# Required work
Here is the task for the listing below: output exactly the lines from the one containing "Write the React, TypeScript" through the one containing "const tabs = ['Stil', 'Text', 'Ordna'];", and leave out the pictures.

[Rows from a dataset of pages and code]
===============
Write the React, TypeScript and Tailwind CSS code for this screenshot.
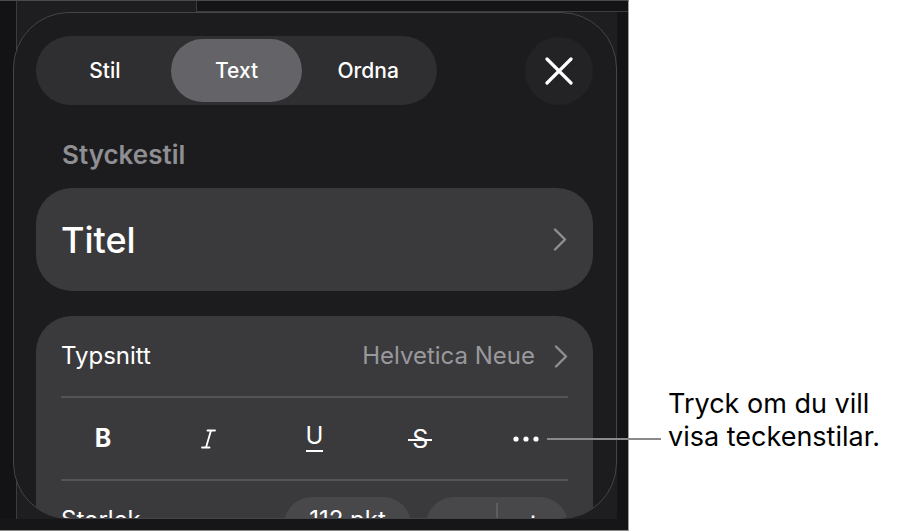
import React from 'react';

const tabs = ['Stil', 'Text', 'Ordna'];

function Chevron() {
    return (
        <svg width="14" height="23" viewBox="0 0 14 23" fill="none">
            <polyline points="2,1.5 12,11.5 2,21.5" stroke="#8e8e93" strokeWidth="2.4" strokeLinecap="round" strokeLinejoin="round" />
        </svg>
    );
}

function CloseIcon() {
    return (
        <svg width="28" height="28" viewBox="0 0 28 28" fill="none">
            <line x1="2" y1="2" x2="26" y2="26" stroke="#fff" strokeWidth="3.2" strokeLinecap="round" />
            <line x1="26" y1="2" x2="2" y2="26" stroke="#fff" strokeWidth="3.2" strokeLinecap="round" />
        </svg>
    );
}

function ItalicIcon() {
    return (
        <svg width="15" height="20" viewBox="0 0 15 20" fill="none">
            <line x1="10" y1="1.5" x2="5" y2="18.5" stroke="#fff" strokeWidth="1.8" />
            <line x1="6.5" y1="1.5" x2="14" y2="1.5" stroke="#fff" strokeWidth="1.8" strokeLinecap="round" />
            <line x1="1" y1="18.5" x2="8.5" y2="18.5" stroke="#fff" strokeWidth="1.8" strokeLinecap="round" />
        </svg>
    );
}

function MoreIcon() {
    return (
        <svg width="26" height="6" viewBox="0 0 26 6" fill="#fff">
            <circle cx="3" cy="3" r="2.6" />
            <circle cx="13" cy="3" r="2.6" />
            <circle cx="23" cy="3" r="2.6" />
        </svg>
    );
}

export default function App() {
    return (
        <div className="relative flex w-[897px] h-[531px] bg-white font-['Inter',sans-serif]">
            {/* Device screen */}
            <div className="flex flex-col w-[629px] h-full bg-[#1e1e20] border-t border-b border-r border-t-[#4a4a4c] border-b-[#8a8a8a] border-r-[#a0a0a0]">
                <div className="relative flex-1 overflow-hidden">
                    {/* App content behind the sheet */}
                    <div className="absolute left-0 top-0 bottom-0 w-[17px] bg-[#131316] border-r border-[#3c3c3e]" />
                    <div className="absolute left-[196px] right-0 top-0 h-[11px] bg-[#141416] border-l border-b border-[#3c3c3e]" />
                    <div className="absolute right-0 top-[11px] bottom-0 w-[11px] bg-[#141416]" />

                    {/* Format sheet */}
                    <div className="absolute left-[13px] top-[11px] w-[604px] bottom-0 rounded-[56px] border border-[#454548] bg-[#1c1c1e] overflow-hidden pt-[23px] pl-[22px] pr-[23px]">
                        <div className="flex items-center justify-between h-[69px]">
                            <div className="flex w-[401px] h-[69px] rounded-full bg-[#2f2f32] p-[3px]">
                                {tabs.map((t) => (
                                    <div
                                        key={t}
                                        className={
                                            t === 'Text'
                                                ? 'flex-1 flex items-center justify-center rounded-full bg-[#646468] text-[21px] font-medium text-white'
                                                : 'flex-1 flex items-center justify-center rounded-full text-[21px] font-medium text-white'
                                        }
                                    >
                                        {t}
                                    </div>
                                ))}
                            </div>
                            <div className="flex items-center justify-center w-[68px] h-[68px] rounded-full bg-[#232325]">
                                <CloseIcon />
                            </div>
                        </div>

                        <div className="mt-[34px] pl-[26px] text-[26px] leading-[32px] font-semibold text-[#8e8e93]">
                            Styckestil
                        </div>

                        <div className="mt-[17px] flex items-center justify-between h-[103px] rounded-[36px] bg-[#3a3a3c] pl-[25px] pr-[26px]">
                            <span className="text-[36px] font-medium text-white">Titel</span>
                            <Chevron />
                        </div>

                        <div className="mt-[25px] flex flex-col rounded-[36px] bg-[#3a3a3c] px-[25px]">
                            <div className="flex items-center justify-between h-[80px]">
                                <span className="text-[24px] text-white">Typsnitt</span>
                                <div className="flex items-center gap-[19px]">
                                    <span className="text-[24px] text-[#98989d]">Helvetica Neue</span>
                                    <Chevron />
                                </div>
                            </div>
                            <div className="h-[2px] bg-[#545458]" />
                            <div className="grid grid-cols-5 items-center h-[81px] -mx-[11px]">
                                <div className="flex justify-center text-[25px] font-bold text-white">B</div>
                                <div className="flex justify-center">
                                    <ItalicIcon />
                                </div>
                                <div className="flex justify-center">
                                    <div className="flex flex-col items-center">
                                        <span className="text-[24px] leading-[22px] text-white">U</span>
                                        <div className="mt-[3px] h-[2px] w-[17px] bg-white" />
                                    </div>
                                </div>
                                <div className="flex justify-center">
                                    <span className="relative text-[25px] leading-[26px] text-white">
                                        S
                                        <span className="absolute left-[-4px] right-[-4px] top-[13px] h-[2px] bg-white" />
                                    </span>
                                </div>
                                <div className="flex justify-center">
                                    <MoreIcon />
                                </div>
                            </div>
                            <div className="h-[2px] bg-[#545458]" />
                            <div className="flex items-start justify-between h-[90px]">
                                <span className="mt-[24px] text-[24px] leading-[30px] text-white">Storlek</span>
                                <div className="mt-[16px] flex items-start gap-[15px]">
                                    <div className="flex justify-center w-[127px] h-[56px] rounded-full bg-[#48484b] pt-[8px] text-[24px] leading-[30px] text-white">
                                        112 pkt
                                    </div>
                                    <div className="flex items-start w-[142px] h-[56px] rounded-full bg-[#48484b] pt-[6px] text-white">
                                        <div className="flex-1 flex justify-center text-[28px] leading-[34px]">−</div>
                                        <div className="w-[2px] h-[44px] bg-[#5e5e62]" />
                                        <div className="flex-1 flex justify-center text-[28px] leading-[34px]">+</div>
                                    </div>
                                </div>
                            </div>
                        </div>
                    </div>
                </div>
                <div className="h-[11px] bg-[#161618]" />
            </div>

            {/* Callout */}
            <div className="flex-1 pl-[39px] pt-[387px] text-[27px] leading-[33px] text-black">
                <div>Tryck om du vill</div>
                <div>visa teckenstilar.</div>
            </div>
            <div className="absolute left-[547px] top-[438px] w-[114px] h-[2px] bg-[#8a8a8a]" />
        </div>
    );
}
===============
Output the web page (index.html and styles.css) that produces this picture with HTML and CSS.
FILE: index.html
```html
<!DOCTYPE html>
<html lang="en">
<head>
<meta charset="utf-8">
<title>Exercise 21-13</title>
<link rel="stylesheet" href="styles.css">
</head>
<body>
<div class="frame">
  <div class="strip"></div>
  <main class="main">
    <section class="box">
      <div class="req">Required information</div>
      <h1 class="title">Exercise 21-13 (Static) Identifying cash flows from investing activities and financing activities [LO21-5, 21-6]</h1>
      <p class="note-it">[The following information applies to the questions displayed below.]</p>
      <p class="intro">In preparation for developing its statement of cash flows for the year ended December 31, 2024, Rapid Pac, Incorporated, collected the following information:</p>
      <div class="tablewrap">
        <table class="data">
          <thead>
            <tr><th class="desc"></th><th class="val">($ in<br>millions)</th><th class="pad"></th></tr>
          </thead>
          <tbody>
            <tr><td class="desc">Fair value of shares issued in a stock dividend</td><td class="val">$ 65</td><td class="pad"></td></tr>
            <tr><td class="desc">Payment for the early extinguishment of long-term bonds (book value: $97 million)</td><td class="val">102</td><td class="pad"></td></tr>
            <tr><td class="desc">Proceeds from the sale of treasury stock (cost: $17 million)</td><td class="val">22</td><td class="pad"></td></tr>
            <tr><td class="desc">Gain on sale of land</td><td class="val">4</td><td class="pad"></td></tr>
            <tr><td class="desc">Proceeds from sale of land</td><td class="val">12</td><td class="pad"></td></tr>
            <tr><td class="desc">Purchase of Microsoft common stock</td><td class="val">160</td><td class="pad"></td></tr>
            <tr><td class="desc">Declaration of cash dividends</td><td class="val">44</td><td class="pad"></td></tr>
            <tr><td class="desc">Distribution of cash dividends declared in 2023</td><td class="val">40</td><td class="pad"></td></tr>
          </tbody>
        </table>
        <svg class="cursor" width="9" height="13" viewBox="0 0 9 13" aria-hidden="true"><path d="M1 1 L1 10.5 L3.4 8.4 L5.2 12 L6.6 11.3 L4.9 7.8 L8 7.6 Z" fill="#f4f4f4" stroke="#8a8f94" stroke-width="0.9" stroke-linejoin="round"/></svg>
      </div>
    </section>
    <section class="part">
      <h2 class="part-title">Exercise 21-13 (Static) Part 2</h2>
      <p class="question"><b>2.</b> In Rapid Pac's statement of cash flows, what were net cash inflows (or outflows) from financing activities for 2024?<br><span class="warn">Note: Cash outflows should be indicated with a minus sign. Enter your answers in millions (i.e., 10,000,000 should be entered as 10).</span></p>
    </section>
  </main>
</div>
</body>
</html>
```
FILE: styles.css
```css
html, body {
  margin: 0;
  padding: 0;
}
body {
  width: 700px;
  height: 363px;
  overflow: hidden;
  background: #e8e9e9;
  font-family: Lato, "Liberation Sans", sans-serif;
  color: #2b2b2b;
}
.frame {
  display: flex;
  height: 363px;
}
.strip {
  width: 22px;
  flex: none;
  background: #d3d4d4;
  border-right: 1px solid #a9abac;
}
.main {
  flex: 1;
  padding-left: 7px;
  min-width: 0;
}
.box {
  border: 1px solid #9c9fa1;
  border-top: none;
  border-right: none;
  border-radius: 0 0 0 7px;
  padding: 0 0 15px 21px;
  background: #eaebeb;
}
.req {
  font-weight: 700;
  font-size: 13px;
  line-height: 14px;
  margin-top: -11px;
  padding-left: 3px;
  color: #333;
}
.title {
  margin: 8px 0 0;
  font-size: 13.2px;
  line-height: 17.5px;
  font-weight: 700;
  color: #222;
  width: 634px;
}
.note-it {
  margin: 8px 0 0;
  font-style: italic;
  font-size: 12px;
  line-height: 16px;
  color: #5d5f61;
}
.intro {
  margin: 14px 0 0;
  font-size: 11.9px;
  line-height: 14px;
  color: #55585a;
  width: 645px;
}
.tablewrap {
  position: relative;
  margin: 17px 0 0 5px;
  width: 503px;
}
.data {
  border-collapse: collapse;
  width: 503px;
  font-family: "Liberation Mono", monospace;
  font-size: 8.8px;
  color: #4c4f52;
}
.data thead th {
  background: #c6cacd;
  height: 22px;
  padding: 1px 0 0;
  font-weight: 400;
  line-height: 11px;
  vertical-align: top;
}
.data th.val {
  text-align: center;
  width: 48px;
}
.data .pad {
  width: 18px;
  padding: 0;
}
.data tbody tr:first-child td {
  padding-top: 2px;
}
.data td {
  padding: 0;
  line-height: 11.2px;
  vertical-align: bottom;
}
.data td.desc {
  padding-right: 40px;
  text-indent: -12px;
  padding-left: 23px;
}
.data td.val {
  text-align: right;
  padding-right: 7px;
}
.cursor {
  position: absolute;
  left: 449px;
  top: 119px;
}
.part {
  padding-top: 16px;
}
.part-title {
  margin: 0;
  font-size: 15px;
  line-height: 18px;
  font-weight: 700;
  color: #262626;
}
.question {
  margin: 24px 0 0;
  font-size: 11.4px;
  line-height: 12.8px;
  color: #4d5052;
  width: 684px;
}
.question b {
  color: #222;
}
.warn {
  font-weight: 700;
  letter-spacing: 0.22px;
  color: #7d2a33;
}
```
===============
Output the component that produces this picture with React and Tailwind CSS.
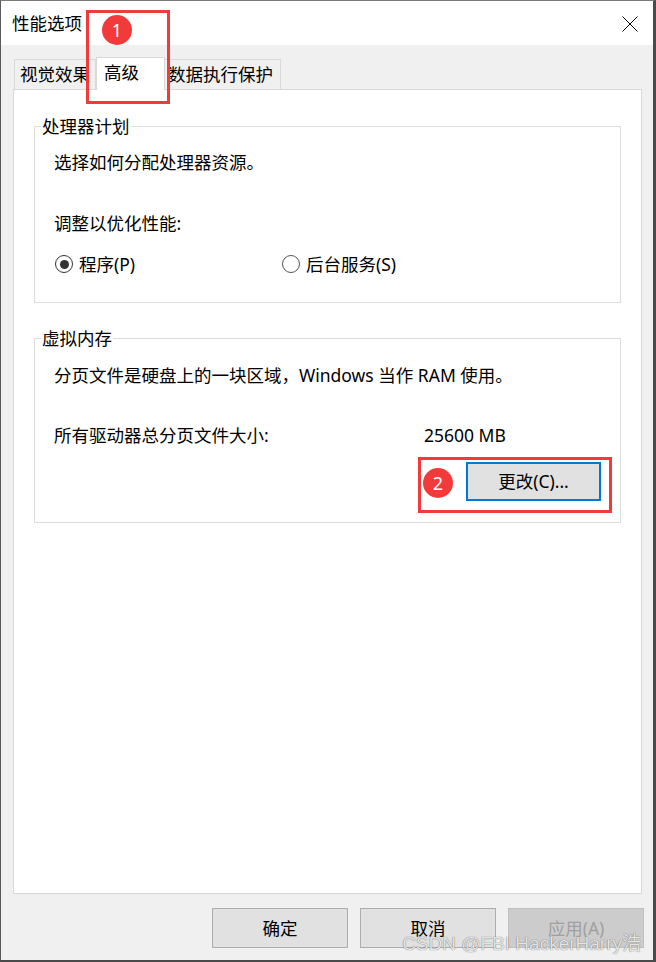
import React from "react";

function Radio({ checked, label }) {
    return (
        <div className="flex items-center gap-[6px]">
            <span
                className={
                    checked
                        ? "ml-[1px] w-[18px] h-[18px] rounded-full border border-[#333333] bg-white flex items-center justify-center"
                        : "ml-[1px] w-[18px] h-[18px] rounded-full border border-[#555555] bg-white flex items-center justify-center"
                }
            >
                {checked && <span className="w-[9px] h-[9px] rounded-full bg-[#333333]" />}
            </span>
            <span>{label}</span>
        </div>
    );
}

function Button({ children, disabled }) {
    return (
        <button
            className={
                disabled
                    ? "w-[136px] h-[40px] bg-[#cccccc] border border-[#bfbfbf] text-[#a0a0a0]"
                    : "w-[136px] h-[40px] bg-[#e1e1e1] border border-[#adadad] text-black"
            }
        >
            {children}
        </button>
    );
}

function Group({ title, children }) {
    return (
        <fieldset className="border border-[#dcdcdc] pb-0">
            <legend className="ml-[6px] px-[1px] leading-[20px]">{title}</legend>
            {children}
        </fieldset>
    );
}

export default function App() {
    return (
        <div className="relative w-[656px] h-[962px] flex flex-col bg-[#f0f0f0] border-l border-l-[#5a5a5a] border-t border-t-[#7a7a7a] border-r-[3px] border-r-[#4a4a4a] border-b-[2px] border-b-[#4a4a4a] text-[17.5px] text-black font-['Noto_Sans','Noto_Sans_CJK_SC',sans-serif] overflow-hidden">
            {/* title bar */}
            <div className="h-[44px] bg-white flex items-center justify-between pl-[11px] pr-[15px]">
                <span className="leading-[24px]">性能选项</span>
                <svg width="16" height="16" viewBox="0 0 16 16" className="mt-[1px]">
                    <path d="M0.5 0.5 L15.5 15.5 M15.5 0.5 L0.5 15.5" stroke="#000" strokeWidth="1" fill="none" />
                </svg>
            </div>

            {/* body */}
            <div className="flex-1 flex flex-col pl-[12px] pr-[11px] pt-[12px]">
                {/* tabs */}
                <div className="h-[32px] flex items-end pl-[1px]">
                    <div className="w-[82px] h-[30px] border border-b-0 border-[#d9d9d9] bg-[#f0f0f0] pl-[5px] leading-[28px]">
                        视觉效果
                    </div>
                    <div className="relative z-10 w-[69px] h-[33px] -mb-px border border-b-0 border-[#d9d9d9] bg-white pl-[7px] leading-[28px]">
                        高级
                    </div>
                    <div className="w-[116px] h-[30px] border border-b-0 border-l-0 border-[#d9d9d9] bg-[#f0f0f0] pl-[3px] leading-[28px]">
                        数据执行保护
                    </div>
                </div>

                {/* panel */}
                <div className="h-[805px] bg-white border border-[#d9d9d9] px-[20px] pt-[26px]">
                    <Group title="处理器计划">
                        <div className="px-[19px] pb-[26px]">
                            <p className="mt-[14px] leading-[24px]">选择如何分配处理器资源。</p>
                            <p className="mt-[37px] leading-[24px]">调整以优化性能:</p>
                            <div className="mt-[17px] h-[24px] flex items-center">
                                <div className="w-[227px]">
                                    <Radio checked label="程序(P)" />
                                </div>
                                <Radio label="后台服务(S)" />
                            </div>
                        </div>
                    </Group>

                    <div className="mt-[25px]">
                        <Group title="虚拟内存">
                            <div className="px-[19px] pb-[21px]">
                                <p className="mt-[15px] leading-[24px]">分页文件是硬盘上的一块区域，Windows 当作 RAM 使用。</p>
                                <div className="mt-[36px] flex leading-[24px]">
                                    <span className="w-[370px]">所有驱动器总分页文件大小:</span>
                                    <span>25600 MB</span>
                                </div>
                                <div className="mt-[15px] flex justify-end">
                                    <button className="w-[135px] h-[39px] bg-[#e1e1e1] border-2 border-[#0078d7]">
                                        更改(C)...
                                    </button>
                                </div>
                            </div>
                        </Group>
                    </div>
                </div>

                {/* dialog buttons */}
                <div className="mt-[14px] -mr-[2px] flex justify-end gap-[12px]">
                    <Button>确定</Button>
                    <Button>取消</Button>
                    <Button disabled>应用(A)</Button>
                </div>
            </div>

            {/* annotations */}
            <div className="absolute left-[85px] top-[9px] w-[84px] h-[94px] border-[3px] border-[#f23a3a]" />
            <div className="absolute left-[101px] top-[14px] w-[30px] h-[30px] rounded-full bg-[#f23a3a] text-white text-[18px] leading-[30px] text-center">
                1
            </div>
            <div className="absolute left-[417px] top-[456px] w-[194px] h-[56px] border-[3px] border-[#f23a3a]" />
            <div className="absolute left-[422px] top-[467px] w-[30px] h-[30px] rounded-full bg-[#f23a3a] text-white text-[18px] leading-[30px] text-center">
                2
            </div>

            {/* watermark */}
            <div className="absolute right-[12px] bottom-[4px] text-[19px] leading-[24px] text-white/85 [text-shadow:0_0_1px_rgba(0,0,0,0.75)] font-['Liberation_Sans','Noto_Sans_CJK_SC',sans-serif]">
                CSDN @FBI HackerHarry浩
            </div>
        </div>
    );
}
===============
# Exercise answer
Write the React, TypeScript and Tailwind CSS code for this screenshot.
import React from 'react';

const tabs = ['Stil', 'Text', 'Ordna'];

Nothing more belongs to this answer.